--- Begin Data extract ---

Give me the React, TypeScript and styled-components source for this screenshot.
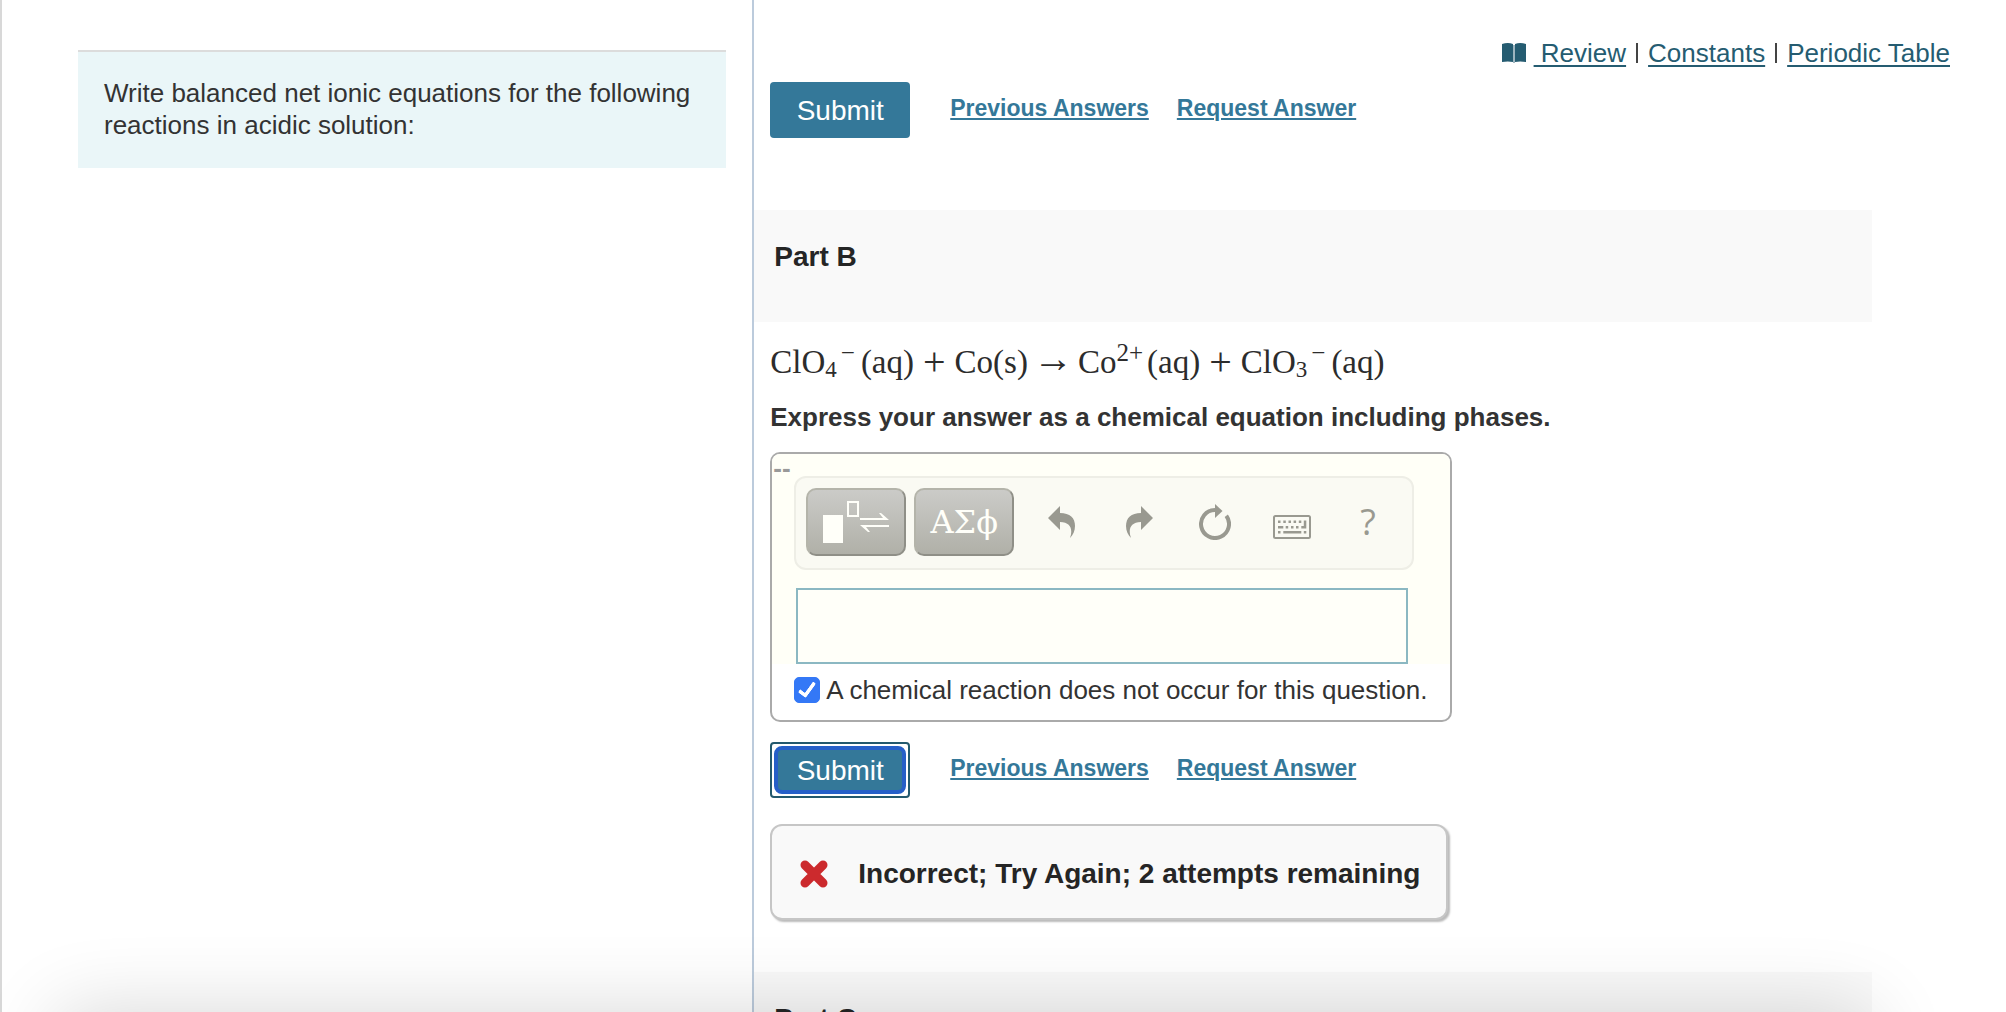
import React, { useState } from "react";
import styled, { createGlobalStyle } from "styled-components";

const GlobalStyle = createGlobalStyle`
  *, *::before, *::after { box-sizing: border-box; }
  body {
    margin: 0;
    background: #fff;
    color: #333;
    font-family: "Liberation Sans", Arial, Helvetica, sans-serif;
    font-size: 26px;
    line-height: 32px;
  }
`;

const Page = styled.div`
  display: grid;
  grid-template-columns: minmax(0, 3fr) minmax(0, 5fr);
  height: 100vh;
  overflow: hidden;
  position: relative;
`;

const Aside = styled.aside`
  padding: 50px 26px 0 76px;
  border-left: 2px solid #d8d8d8;
`;

const Prompt = styled.section`
  padding: 25px 26px;
  min-height: 118px;
  border-top: 2px solid #dcdcdc;
  background: #eaf6f8;
`;

const Main = styled.main`
  border-left: 2px solid #bccbdc;
  padding-top: 37px;
`;

const Nav = styled.nav`
  display: flex;
  justify-content: flex-end;
  align-items: center;
  gap: 8px;
  padding-right: 56px;
  margin-bottom: 13px;
`;

const NavLink = styled.a`
  color: #255c71;
  white-space: pre;
  text-decoration: underline;
  text-decoration-thickness: 2px;
  text-underline-offset: 3px;
`;

const Divider = styled.span`
  width: 2px;
  height: 20px;
  margin: 0 2px;
  background: #444;
`;

const Actions = styled.div`
  display: flex;
  align-items: center;
`;

const SubmitButton = styled.button`
  width: 140px;
  height: 56px;
  margin-right: 40px;
  padding: 2px 0 0;
  border: 0;
  border-radius: 4px;
  background: #347899;
  color: #fff;
  font: 28px/32px "Liberation Sans", Arial, sans-serif;
  cursor: pointer;
`;

const FocusedSubmit = styled(SubmitButton)`
  padding: 0;
  border: 2px solid #23596e;
  background: #fff;
`;

const FocusFace = styled.span`
  display: flex;
  align-items: center;
  justify-content: center;
  height: 48px;
  margin: 0 2px;
  padding-top: 2px;
  border: 4px solid #265fc8;
  border-radius: 8px;
  background: #347899;
`;

const ActionLinks = styled.div`
  display: flex;
  gap: 28px;
  padding-bottom: 4px;
`;

const ActionLink = styled.a`
  color: #347899;
  font-size: 23px;
  font-weight: bold;
  text-decoration: underline;
  text-decoration-thickness: 2px;
  text-underline-offset: 2px;
`;

const PartHeader = styled.header`
  margin-right: 134px;
  padding: 31px 20px 49px;
  background: #f9f9f9;
`;

const PartTitle = styled.h2`
  margin: 0;
  color: #252525;
  font-size: 28px;
  line-height: 32px;
`;

const Section = styled.div`
  padding: 0 16px;
`;

const FirstPart = styled(Section)`
  margin-bottom: 72px;
`;

const PartBody = styled(Section)`
  padding-top: 20px;
  padding-bottom: 52px;
`;

const Equation = styled.p`
  margin: 0 0 19px;
  color: #2c2c2c;
  font: 33px/40px "Liberation Serif", "Times New Roman", serif;
  white-space: nowrap;
`;

const Sub = styled.sub`
  font-size: 23px;
  line-height: 0;
  vertical-align: -4px;
`;

const Sup = styled.sup`
  margin-right: 4px;
  font-size: 25px;
  line-height: 0;
  vertical-align: 12px;
`;

const Charge = styled(Sup)`
  margin: 0 6px 0 4px;
`;

const Operator = styled.span`
  margin: 0 9px;
  font-size: 40px;
  line-height: 0;
  vertical-align: -2px;
`;

const Arrow = styled(Operator)`
  margin: 0 5px;
  vertical-align: 1px;
`;

const Instruction = styled.p`
  margin: 0 0 19px;
  font-weight: bold;
`;

const AnswerBox = styled.div`
  width: 682px;
  max-width: 100%;
  margin-bottom: 20px;
  border: 2px solid #aaa;
  border-radius: 10px;
  overflow: hidden;
`;

const Editor = styled.div`
  background: #fffff7;
`;

const EditorStatus = styled.div`
  height: 22px;
  padding-left: 1px;
  color: #999;
  font-weight: bold;
  line-height: 28px;
`;

const Toolbar = styled.div`
  display: flex;
  align-items: center;
  margin: 0 36px 18px 22px;
  padding: 10px 6px 12px 10px;
  border: 2px solid #eeeee6;
  border-radius: 12px;
  background: #fafaf3;
`;

const Palettes = styled.div`
  display: flex;
  gap: 8px;
  margin-right: 10px;
`;

const PaletteButton = styled.button`
  display: flex;
  align-items: center;
  justify-content: center;
  width: 100px;
  height: 68px;
  padding: 0;
  border: 2px solid;
  border-color: #b4b4aa #8f8f87 #8f8f87 #b4b4aa;
  border-radius: 10px;
  background: linear-gradient(#cbcbc8, #b0b0a8);
  color: #fffff9;
  font: 32px/40px "DejaVu Serif", serif;
`;

const ToolButton = styled.button`
  display: flex;
  flex: 1;
  align-items: center;
  justify-content: center;
  height: 68px;
  padding: 0;
  border: 0;
  background: none;
  color: #999990;
  font: 36px/40px "Open Sans", "Noto Sans", sans-serif;
`;

const AnswerInput = styled.input`
  display: block;
  width: calc(100% - 66px);
  height: 76px;
  margin: 0 42px 0 24px;
  padding: 0 12px;
  border: 2px solid #8bb8c2;
  background: #fffff9;
  font: inherit;
  outline: none;
`;

const CheckRow = styled.label`
  display: flex;
  align-items: center;
  gap: 6px;
  padding: 10px 22px 14px;
  white-space: nowrap;
`;

const Checkbox = styled.input`
  appearance: none;
  display: grid;
  place-items: center;
  flex: none;
  width: 26px;
  height: 26px;
  margin: 0;
  border: 1px solid #888;
  border-radius: 5px;
  background: #fff;
  &:checked {
    border-color: #3478f6;
    background: #3478f6;
  }
  &:checked::after {
    content: "";
    width: 10px;
    height: 18px;
    margin-bottom: 4px;
    border: solid #fff;
    border-width: 0 4px 4px 0;
    border-radius: 2px;
    transform: rotate(36deg);
  }
`;

const Feedback = styled.div`
  display: flex;
  width: fit-content;
  align-items: center;
  gap: 30px;
  margin-top: 26px;
  padding: 32px 26px 28px 28px;
  border: 2px solid #c6c6c6;
  border-radius: 12px;
  background: #f9f9f9;
  box-shadow: 2px 2px 2px #bbb;
  color: #252525;
  font-size: 28px;
  font-weight: bold;
`;

const BottomShade = styled.div`
  position: absolute;
  top: 100%;
  left: 58px;
  right: 136px;
  height: 200px;
  box-shadow: 0 0 80px rgba(0, 0, 0, 0.16);
  pointer-events: none;
`;

const BookIcon = () => (
  <svg width="24" height="20" viewBox="0 0 24 20" fill="#255c71" aria-hidden="true">
    <path d="M0 1Q6-1 11 1V19Q6 18 0 19Z" />
    <path d="M13 1Q18-1 24 1V19Q18 18 13 19Z" />
    <path d="M11 2H13V20H11Z" opacity=".45" />
  </svg>
);

const TemplateIcon = () => (
  <svg width="66" height="42" viewBox="0 0 66 42" fill="#fffff9" aria-hidden="true">
    <path d="M0 14H20V42H0Z" />
    <path d="M25 1H35V15H25Z" fill="none" stroke="#fffff9" strokeWidth="2" />
    <path d="M37 17H60L56 12H58L66 19H37Z" />
    <path d="M66 24V26H43L47 31H45L37 24Z" />
  </svg>
);

const UndoIcon = ({ flip = false }: { flip?: boolean }) => (
  <svg width="28" height="32" viewBox="0 0 28 32" fill="currentColor" aria-hidden="true">
    <path
      transform={flip ? "translate(28 0) scale(-1 1)" : undefined}
      d="M0 12L12 0V7C22 7 27 12 27 20C27 25 25 29 22 32C25 24 23 16 12 16V24Z"
    />
  </svg>
);

const ResetIcon = () => (
  <svg width="32" height="36" viewBox="0 0 32 36" aria-hidden="true">
    <path d="M16 6A14 14 0 1 0 27.3 11.7" fill="none" stroke="currentColor" strokeWidth="4" />
    <path d="M16 0L23.500 7L16 14Z" fill="currentColor" />
  </svg>
);

const KeyboardIcon = () => (
  <svg width="38" height="34" viewBox="0 -10 38 34" fill="currentColor" aria-hidden="true">
    <rect x="1" y="1" width="36" height="22" rx="1.500" fill="none" stroke="currentColor" strokeWidth="2" />
    <path d="M5 5.500h2.500v2.500H5zM10.300 5.500h2.500v2.500h-2.500zM15.500 5.500H18v2.500h-2.500zM20.600 5.500h2.500v2.500h-2.500zM25.800 5.500h2.500v2.500h-2.500zM30.800 5.500h2.500v8h-5v-2.500h2.500z" />
    <path d="M5 11h5.300v2.500H5zM12.700 11h2.500v2.500h-2.500zM18 11h2.500v2.500H18zM23 11h2.500v2.500H23z" />
    <path d="M5 16h2.500v2.500H5zM10.300 16h18v2.500h-18zM30.800 16h2.500v2.500h-2.500z" />
  </svg>
);

const CrossIcon = () => (
  <svg width="28" height="28" viewBox="0 0 28 28" aria-hidden="true">
    <path d="M5 5L23 23M23 5L5 23" stroke="#cc2a2d" strokeWidth="9" strokeLinecap="round" />
  </svg>
);

const HelpLinks = () => (
  <ActionLinks>
    <ActionLink href="#previous">Previous Answers</ActionLink>
    <ActionLink href="#request">Request Answer</ActionLink>
  </ActionLinks>
);

export default function App() {
  const [noReaction, setNoReaction] = useState(true);

  return (
    <>
      <GlobalStyle />
      <Page>
        <Aside>
          <Prompt>Write balanced net ionic equations for the following reactions in acidic solution:</Prompt>
        </Aside>
        <Main>
          <Nav>
            <BookIcon />
            <NavLink href="#review">{"\u00a0Review"}</NavLink>
            <Divider />
            <NavLink href="#constants">Constants</NavLink>
            <Divider />
            <NavLink href="#periodic">Periodic Table</NavLink>
          </Nav>
          <FirstPart>
            <Actions>
              <SubmitButton type="button">Submit</SubmitButton>
              <HelpLinks />
            </Actions>
          </FirstPart>

          <PartHeader>
            <PartTitle>Part B</PartTitle>
          </PartHeader>
          <PartBody>
            <Equation>
              ClO<Sub>4</Sub><Charge>−</Charge>(aq)<Operator>+</Operator>Co(s)
              <Arrow>→</Arrow>Co<Sup>2+</Sup>(aq)<Operator>+</Operator>ClO<Sub>3</Sub>
              <Charge>−</Charge>(aq)
            </Equation>
            <Instruction>Express your answer as a chemical equation including phases.</Instruction>
            <AnswerBox>
              <Editor>
                <EditorStatus>--</EditorStatus>
                <Toolbar>
                  <Palettes>
                    <PaletteButton type="button" aria-label="Templates"><TemplateIcon /></PaletteButton>
                    <PaletteButton type="button">ΑΣϕ</PaletteButton>
                  </Palettes>
                  <ToolButton type="button" aria-label="Undo"><UndoIcon /></ToolButton>
                  <ToolButton type="button" aria-label="Redo"><UndoIcon flip /></ToolButton>
                  <ToolButton type="button" aria-label="Reset"><ResetIcon /></ToolButton>
                  <ToolButton type="button" aria-label="Keyboard shortcuts"><KeyboardIcon /></ToolButton>
                  <ToolButton type="button">?</ToolButton>
                </Toolbar>
                <AnswerInput type="text" aria-label="Chemical equation" />
              </Editor>
              <CheckRow>
                <Checkbox
                  type="checkbox"
                  checked={noReaction}
                  onChange={(e) => setNoReaction(e.target.checked)}
                />
                A chemical reaction does not occur for this question.
              </CheckRow>
            </AnswerBox>
            <Actions>
              <FocusedSubmit type="button">
                <FocusFace>Submit</FocusFace>
              </FocusedSubmit>
              <HelpLinks />
            </Actions>
            <Feedback role="status">
              <CrossIcon />
              Incorrect; Try Again; 2 attempts remaining
            </Feedback>
          </PartBody>

          <PartHeader>
            <PartTitle>Part C</PartTitle>
          </PartHeader>
        </Main>
        <BottomShade />
      </Page>
    </>
  );
}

--- End Data extract ---

Among the lines of the material, find those that hold the word "this" and copy them.

Give me the React, TypeScript and styled-components source for this screenshot.
                A chemical reaction does not occur for this question.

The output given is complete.